Yeh. Its a shame fighters don't improve over time.


----------



## tawetrent (Jun 9, 2013)

Rob said:


> How do you think all these 50/50 fights deep on undercards are going to get made? The budget just isnt there from Sky and Sponsership. You do realise the profit Hearn made on tonights card will be minimual, he might have even made a loss. He is building the sport to a point where he can do more than 20 shows a year, at a higher quality and always make a handsome profit because Sky and Sponsers are paying him more money.
> 
> People seem to forget Warren has bankrupted 20 companies in the past 4 decades, putting on shows that are if anything worse than what Hearn is doing.
> 
> ...


Fair point Rob, however, it was only tonight you suggested hiring out the Millennium Stadium with a card comprising of Clev-Bellew & Selby with the view of shifting just 25k tickets :rofl

If Eddie did that then Barry would ground him for eternity.


----------



## Jim Kelly (Jul 12, 2012)

boxnation on..


----------



## tawetrent (Jun 9, 2013)

Elcheverria's head :rofl


----------



## Oli (Jun 6, 2013)

Rob said:


> Yeh. Its a shame fighters don't improve over time.

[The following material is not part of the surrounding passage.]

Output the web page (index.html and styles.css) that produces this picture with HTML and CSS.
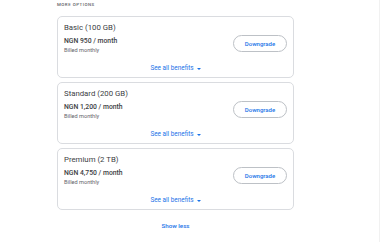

Yeh. He should stop acting world class then and fucking get on with it Rob. Because he's looking worse by the fight not better and this is at a low level yet he's calling Donaire, Mares and Gonzales out :verysad.

He's not world class it's as simple as that.


----------



## Guest (May 18, 2014)

tawetrent said:


> Fair point Rob, however, it was only tonight you suggested hiring out the Millennium Stadium with a card comprising of Clev-Bellew & Selby with the view of shifting just 25k tickets :rofl
> 
> If Eddie did that then Barry would ground him for eternity.


Yeh no clue why you find that such a laughable idea. The millienium stadium hires itself out for smaller scale events all the time where the promoters only pays for part of the stadium to be rented. Fwank did it for the Calzaghe v Manfredo fight.


----------



## tawetrent (Jun 9, 2013)

Rob said:


> Yeh no clue why you find that such a laughable idea. The millienium stadium hires itself out for smaller scale events all the time where the promoters only pays for part of the stadium to be rented. Fwank did it for the Calzaghe v Manfredo fight.


That did close to 40k and Warren was capitalising on the Calzaghe bandwagon which would go on to fuel the Kessler & Vegas escapade. When you make smart arsed comments about budgets don't be surprised to be pulled up when you make pie in the sky suggestions such as Clev - Bellew at the Mill stad. If that was ever made Eddie would have to bill it as "a one way ticket to bankruptcy"

As an aside You're Liverpool card suggestion in the other thread would also make a horrendous loss too.

For the Mill Stad to even be considered a feasible option you'd have to look at doing 35k at least, even then you'd be making a considerable loss, especially if PPV money isn't part of the equation.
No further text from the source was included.